The more things change, the more they stay the same. Though the 2022 BRIT Awards marked the first time that the longstanding awards show would use no longer gendered categories, the Feb. 8 event still paid homage to one of Britain’s reigning musical monarchs: Adele. For the first time since 2016, Adele, 33, performed at BRITs, but before she could hit the stage at The O2 in London, she walked the carpet. The audience on hand shouted, almost drowning out the television presenters, as she posed like a literal star in the night sky.
when I tell you I just gasped!! @Adele has arrived 🚨 #BRITs pic.twitter.com/SnrwOl4LaQ
— BRIT Awards (@BRITs) February 8, 2022
Adele’s last performance at the BRITs was in 2016, when she sang “When We Were Young” to a packed house. That year, she took home the BRIT for British Album of the Year, British Single of the Year, British Female Solo Artist, and the Global Success Award. She almost had a clean sweep, but One Direction’s “Drag Me Down” nabbed the British Video of the Year over Adele’s “Hello.” She enters the 2022 ceremony with four nominations – British Album of the Year (30), Artist of the Year, Best British Song (“Easy On Me”), and Best Pop/R&B Act. If Adele sweeps the night – not an entirely unthinkable act – she will tie Robbie Williams for the artist with the most BRIT Awards at 13, per the BBC.
The 2022 Brit Awards marks Adele’s first major performance since postponing her Vegas residency. “I’m so sorry, but my show isn’t ready,” the singer announced in a tearful Instagram post on Jan. 20, one day before the show was supposed to start at the Colosseum of Las Vegas in the Caesars Palace Hotel. “Half my crew and team are [ill] with COVID and still are, and it’s been impossible to finish the show. I’m gutted — I’m sorry it’s so last minute, we’ve been awake for over 30 hours trying to figure it out and we’ve run out of time. I’m so upset and I’m really embarrassed and so sorry to everyone that traveled to get here. I’m really, really sorry.”
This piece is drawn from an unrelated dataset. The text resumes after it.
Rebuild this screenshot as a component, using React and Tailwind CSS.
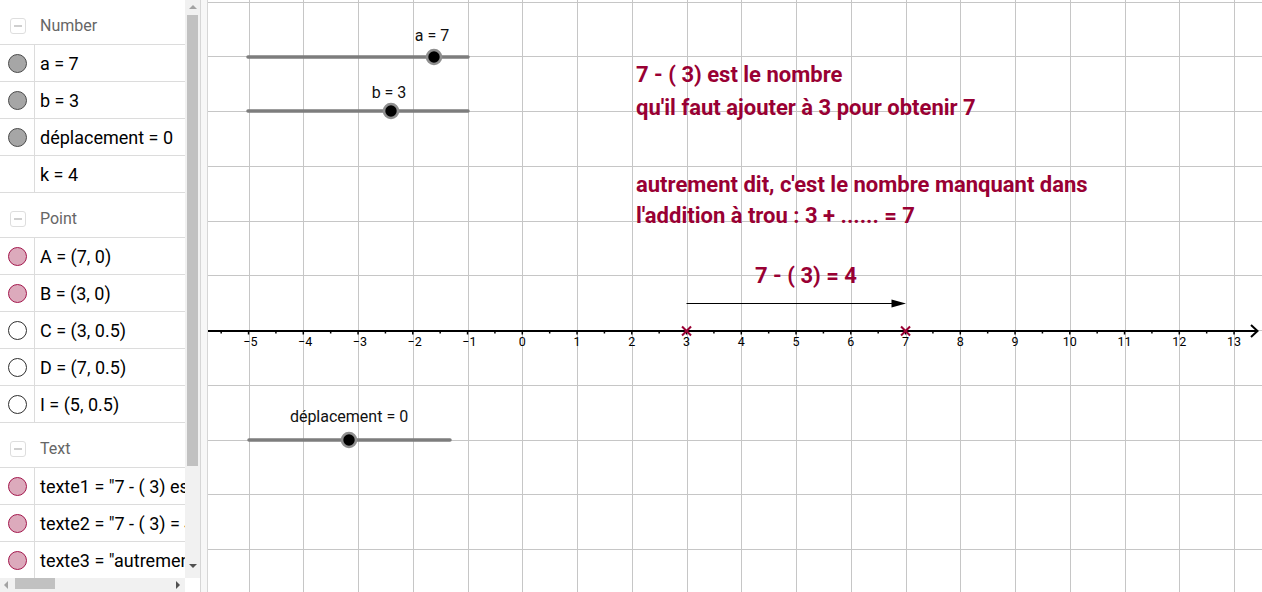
import React from 'react';

const ORIGIN_X = 522.3;
const ORIGIN_Y = 331;
const UNIT = 54.75;

const sections = [
  {
    title: 'Number',
    items: [
      { label: 'a = 7', dot: 'gray' },
      { label: 'b = 3', dot: 'gray' },
      { label: 'déplacement = 0', dot: 'gray' },
      { label: 'k = 4', dot: null },
    ],
  },
  {
    title: 'Point',
    items: [
      { label: 'A = (7, 0)', dot: 'pink' },
      { label: 'B = (3, 0)', dot: 'pink' },
      { label: 'C = (3, 0.5)', dot: 'white' },
      { label: 'D = (7, 0.5)', dot: 'white' },
      { label: 'I = (5, 0.5)', dot: 'white' },
    ],
  },
  {
    title: 'Text',
    items: [
      { label: 'texte1 = "7 - ( 3) est le nombre', dot: 'pink' },
      { label: 'texte2 = "7 - ( 3) = 4"', dot: 'pink' },
      { label: 'texte3 = "autrement dit', dot: 'pink' },
    ],
  },
];

const dotClass = {
  gray: 'bg-[#a6a6a6] border-[#4a4a4a]',
  pink: 'bg-[#dcaabc] border-[#a3174c]',
  white: 'bg-white border-[#2e2e2e]',
};

function MinusBox() {
  return (
    <div className="w-4 h-4 rounded-[3px] border border-[#dedede] flex items-center justify-center">
      <div className="w-[8px] h-[2px] bg-[#cfcfcf]" />
    </div>
  );
}

function AlgebraList() {
  return (
    <div className="w-[185px] h-[578px] overflow-hidden bg-white">
      {sections.map((s) => (
        <div key={s.title}>
          <div className="h-[45px] pt-[7px] border-b border-[#dcdcdc] flex items-center">
            <div className="w-[35px] flex justify-center pl-px">
              <MinusBox />
            </div>
            <span className="pl-[5px] text-[16px] text-[#666]">{s.title}</span>
          </div>
          {s.items.map((it) => (
            <div key={it.label} className="h-[37px] border-b border-[#dcdcdc] flex">
              <div className="w-[35px] shrink-0 border-r border-[#dcdcdc] flex items-center justify-center">
                {it.dot && <div className={`w-[19px] h-[19px] rounded-full border ${dotClass[it.dot]}`} />}
              </div>
              <div className="pl-[5px] flex items-center whitespace-nowrap text-[18px] text-black">
                {it.label}
              </div>
            </div>
          ))}
        </div>
      ))}
    </div>
  );
}

function Slider({ x1, x2, y, knob, label, labelX, labelY }) {
  return (
    <g>
      <line x1={x1} y1={y} x2={x2} y2={y} stroke="#7d7d7d" strokeWidth="3.5" strokeLinecap="round" />
      <circle cx={knob} cy={y} r="7" fill="#000" stroke="#8f8f8f" strokeWidth="2.6" />
      <text x={labelX} y={labelY} fontSize="16" fill="#111" textAnchor="middle">{label}</text>
    </g>
  );
}

function Graphics() {
  const xs = [];
  for (let k = -5; k <= 13; k++) xs.push(k);
  const ys = [];
  for (let j = -6; j <= 4; j++) ys.push(j);
  const halves = [];
  for (let k = -6; k <= 13; k++) halves.push(k + 0.5);
  const red = '#990033';

  return (
    <svg className="block" width="1054" height="592" viewBox="208 0 1054 592" style={{ fontFamily: 'Roboto, sans-serif' }}>
      {/* grid */}
      {xs.map((k) => {
        const x = Math.round(ORIGIN_X + k * UNIT) + 0.5;
        return <line key={'v' + k} x1={x} y1="0" x2={x} y2="592" stroke="#c6c6c6" strokeWidth="1" />;
      })}
      {ys.map((j) => {
        const y = Math.round(ORIGIN_Y + j * UNIT) - 0.5;
        return <line key={'h' + j} x1="208" y1={y} x2="1262" y2={y} stroke="#c6c6c6" strokeWidth="1" />;
      })}

      {/* x axis */}
      <line x1="208" y1={ORIGIN_Y} x2="1257" y2={ORIGIN_Y} stroke="#000" strokeWidth="2" />
      <polyline points="1251,325 1257.5,331 1251,337" fill="none" stroke="#000" strokeWidth="2" />
      {xs.map((k) => {
        const x = ORIGIN_X + k * UNIT;
        return <line key={'t' + k} x1={x} y1={ORIGIN_Y} x2={x} y2={ORIGIN_Y + 3.5} stroke="#000" strokeWidth="1.5" />;
      })}
      {halves.map((k) => {
        const x = ORIGIN_X + k * UNIT;
        if (x < 210 || x > 1250) return null;
        return <line key={'m' + k} x1={x} y1={ORIGIN_Y} x2={x} y2={ORIGIN_Y + 2.5} stroke="#000" strokeWidth="1.5" />;
      })}
      {xs.map((k) => {
        const x = ORIGIN_X + k * UNIT + (k < 0 ? 1.8 : 0);
        return (
          <text key={'l' + k} x={x} y="346" fontSize="12.5" fill="#000" textAnchor="middle">
            {k < 0 ? '\u2212' + -k : k}
          </text>
        );
      })}

      {/* sliders */}
      <Slider x1={248} x2={468} y={57} knob={434} label="a = 7" labelX={432} labelY={41} />
      <Slider x1={248} x2={468} y={111} knob={391} label="b = 3" labelX={389} labelY={98} />
      <Slider x1={249} x2={450} y={440} knob={349} label="déplacement = 0" labelX={349} labelY={421.5} />

      {/* vector C -> D */}
      <line x1="686.5" y1="303.5" x2="893" y2="303.5" stroke="#000" strokeWidth="1" />
      <polygon points="906,303.5 891.5,299.5 891.5,307.5" fill="#000" />

      {/* points A, B */}
      {[3, 7].map((k) => {
        const x = ORIGIN_X + k * UNIT;
        return (
          <g key={'p' + k} stroke={red} strokeWidth="2">
            <line x1={x - 4.5} y1={ORIGIN_Y - 4.5} x2={x + 4.5} y2={ORIGIN_Y + 4.5} />
            <line x1={x - 4.5} y1={ORIGIN_Y + 4.5} x2={x + 4.5} y2={ORIGIN_Y - 4.5} />
          </g>
        );
      })}

      {/* texts */}
      <g fill={red} fontSize="22" fontWeight="700">
        <text x="636" y="81.7">7 - ( 3) est le nombre</text>
        <text x="636" y="115">qu'il faut ajouter à 3 pour obtenir 7</text>
        <text x="636" y="191.7">autrement dit, c'est le nombre manquant dans</text>
        <text x="636" y="223">l'addition à trou : 3 + ...... = 7</text>
        <text x="755" y="283.3">7 - ( 3) = 4</text>
      </g>
    </svg>
  );
}

export default function App() {
  return (
    <div className="w-[1262px] h-[592px] flex overflow-hidden bg-white" style={{ fontFamily: 'Roboto, sans-serif' }}>
      {/* algebra view */}
      <div className="w-[200px] h-full flex flex-col shrink-0">
        <div className="flex h-[578px]">
          <AlgebraList />
          <div className="w-[15px] bg-[#f1f1f1] relative">
            <div className="absolute left-[4px] top-[5px] w-0 h-0 border-l-[4px] border-r-[4px] border-b-[4px] border-l-transparent border-r-transparent border-b-[#a3a3a3]" />
            <div className="absolute left-[2px] top-[15px] w-[11px] h-[451px] bg-[#c1c1c1]" />
            <div className="absolute left-[4px] top-[564px] w-0 h-0 border-l-[4px] border-r-[4px] border-t-[4px] border-l-transparent border-r-transparent border-t-[#505050]" />
          </div>
        </div>
        <div className="h-[14px] flex">
          <div className="w-[185px] bg-[#f1f1f1] relative">
            <div className="absolute left-[4px] top-[3px] w-0 h-0 border-t-[4px] border-b-[4px] border-r-[4px] border-t-transparent border-b-transparent border-r-[#a3a3a3]" />
            <div className="absolute left-[15px] top-0 w-[40px] h-[11px] bg-[#c1c1c1]" />
            <div className="absolute left-[176px] top-[3px] w-0 h-0 border-t-[4px] border-b-[4px] border-l-[4px] border-t-transparent border-b-transparent border-l-[#505050]" />
          </div>
          <div className="flex-1 bg-white" />
        </div>
      </div>

      {/* splitter */}
      <div className="w-[8px] h-full shrink-0 border-l border-r border-[#d6d6d6] bg-[#f7f7f7]" />

      {/* graphics view */}
      <div className="flex-1 h-full">
        <Graphics />
      </div>
    </div>
  );
}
The Vegas residency is likely the only chance that fans in North America will hear Adele perform her new album. She shot down the idea of doing a marathon world tour, similar to the one that followed her last album, 25. “It’s too unpredictable, with all the rules and stuff,” she told Rolling Stone. “I don’t want anyone coming to my show scared. And I don’t want to get Covid, either.”
No one wants to remember this period of time,” she said earlier in the interview. “Obviously, it’s way better than last year, but the day my album comes out, someone’s loved one will have died from Covid. For them, it’s going to be a reminder every time they hear ‘Easy on Me’ on the radio.”